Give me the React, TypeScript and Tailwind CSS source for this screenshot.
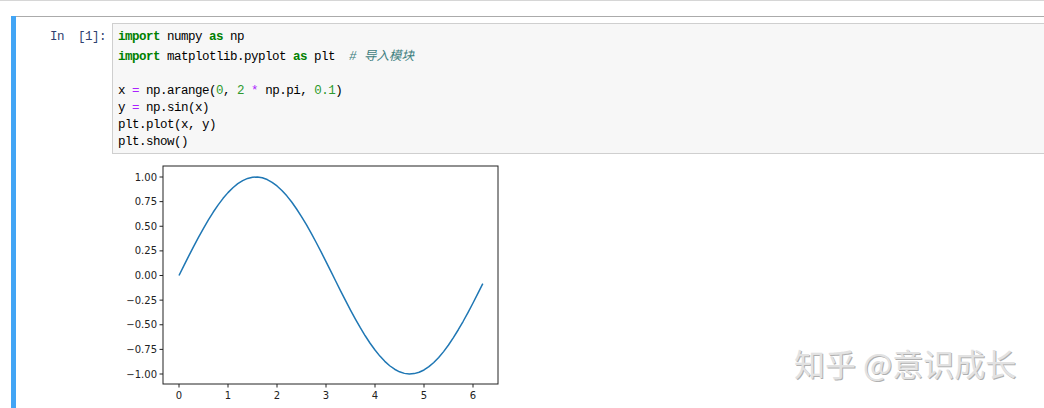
import React from 'react';

// data for the sine plot: same arange(0, 2*pi, 0.1) as the code cell
const xs: number[] = [];
for (let i = 0; i * 0.1 < 2 * Math.PI; i++) xs.push(i * 0.1);

const px = (x: number) => 67 + 49 * x;
const py = (y: number) => 121.5 - 98.5 * y;

const curve = xs.map((x, i) => `${i === 0 ? 'M' : 'L'}${px(x).toFixed(2)},${py(Math.sin(x)).toFixed(2)}`).join(' ');

const yTicks = [1, 0.75, 0.5, 0.25, 0, -0.25, -0.5, -0.75, -1];
const xTicks = [0, 1, 2, 3, 4, 5, 6];

const fmt = (v: number) => (v < 0 ? '\u2212' : '') + Math.abs(v).toFixed(2);

const Kw = ({ children }: { children: React.ReactNode }) => (
  <span className="font-bold text-[#008000]">{children}</span>
);
const Op = ({ children }: { children: React.ReactNode }) => <span className="text-[#aa22ff]">{children}</span>;
const Num = ({ children }: { children: React.ReactNode }) => <span className="text-[#2e9a2e]">{children}</span>;

const SinePlot = () => (
  <svg width={400} height={255} className="block" style={{ fontFamily: '"DejaVu Sans", sans-serif' }}>
    <rect x={51} y={12} width={335} height={218} fill="white" />
    <path d={curve} fill="none" stroke="#1f77b4" strokeWidth={1.5} strokeLinejoin="round" />
    <rect x={51} y={12} width={335} height={218} fill="none" stroke="#222" strokeWidth={1} />
    {yTicks.map((v) => (
      <g key={v}>
        <line x1={47.5} x2={51} y1={py(v)} y2={py(v)} stroke="#222" strokeWidth={1} />
        <text x={45} y={py(v) + 3.5} textAnchor="end" fontSize={10} fill="#222">
          {fmt(v)}
        </text>
      </g>
    ))}
    {xTicks.map((v) => (
      <g key={v}>
        <line x1={px(v)} x2={px(v)} y1={230} y2={233.5} stroke="#222" strokeWidth={1} />
        <text x={px(v)} y={245} textAnchor="middle" fontSize={10} fill="#222">
          {v}
        </text>
      </g>
    ))}
  </svg>
);

const App = () => {
  return (
    <div className="relative h-[408px] w-[1044px] overflow-hidden bg-white border-t border-[#d6d6d6]">
      <div className="mt-[15px] ml-[11px] flex flex-col border-l-[5px] border-[#42a5f5]">
        <div className="border-t border-[#ababab] pt-[6px]">
          {/* input row */}
          <div className="flex">
            <div
              className="w-[96px] shrink-0 pr-[6px] pt-[6px] text-right text-[12.5px] leading-[17px] tracking-[-0.5px] text-[#303f6f]"
              style={{ fontFamily: '"Liberation Mono", monospace' }}
            >
              In&nbsp;&nbsp;[1]:
            </div>
            <div
              className="flex-1 border border-r-0 border-[#cfcfcf] bg-[#f7f7f7] pl-[5px] pt-[5px] pb-[2px] text-[12.5px] leading-[17px] tracking-[-0.5px] text-black whitespace-pre"
              style={{ fontFamily: '"Liberation Mono", "Noto Sans CJK SC", monospace' }}
            >
              <div>
                <Kw>import</Kw> numpy <Kw>as</Kw> np
              </div>
              <div>
                <Kw>import</Kw> matplotlib.pyplot <Kw>as</Kw> plt{'  '}
                <span className="italic text-[#408080] tracking-normal">
                  # <span style={{ fontFamily: '"Noto Sans CJK SC", sans-serif' }}>导入模块</span>
                </span>
              </div>
              <div>&nbsp;</div>
              <div>
                x <Op>=</Op> np.arange(<Num>0</Num>, <Num>2</Num> <Op>*</Op> np.pi, <Num>0.1</Num>)
              </div>
              <div>
                y <Op>=</Op> np.sin(x)
              </div>
              <div>plt.plot(x, y)</div>
              <div>plt.show()</div>
            </div>
          </div>
          {/* output row */}
          <div className="flex">
            <div className="w-[96px] shrink-0" />
            <SinePlot />
          </div>
        </div>
      </div>
      <div
        className="absolute left-[794px] top-[341px] text-[31px] leading-[42px] text-[#e2e2e2] [text-shadow:1px_1px_0_#b0b0b0]"
        style={{ fontFamily: '"Noto Sans CJK SC", sans-serif' }}
      >
        知乎 @意识成长
      </div>
    </div>
  );
};

export default App;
::::::
- **What needs to be done**:
Repeat the listing above up to and including the line with "const py = (y: number) => 121.5 - 98.5 * y;", starting from its first line. Drop any pictures.

- **Result of the task**:
Give me the React, TypeScript and Tailwind CSS source for this screenshot.
import React from 'react';

// data for the sine plot: same arange(0, 2*pi, 0.1) as the code cell
const xs: number[] = [];
for (let i = 0; i * 0.1 < 2 * Math.PI; i++) xs.push(i * 0.1);

const px = (x: number) => 67 + 49 * x;
const py = (y: number) => 121.5 - 98.5 * y;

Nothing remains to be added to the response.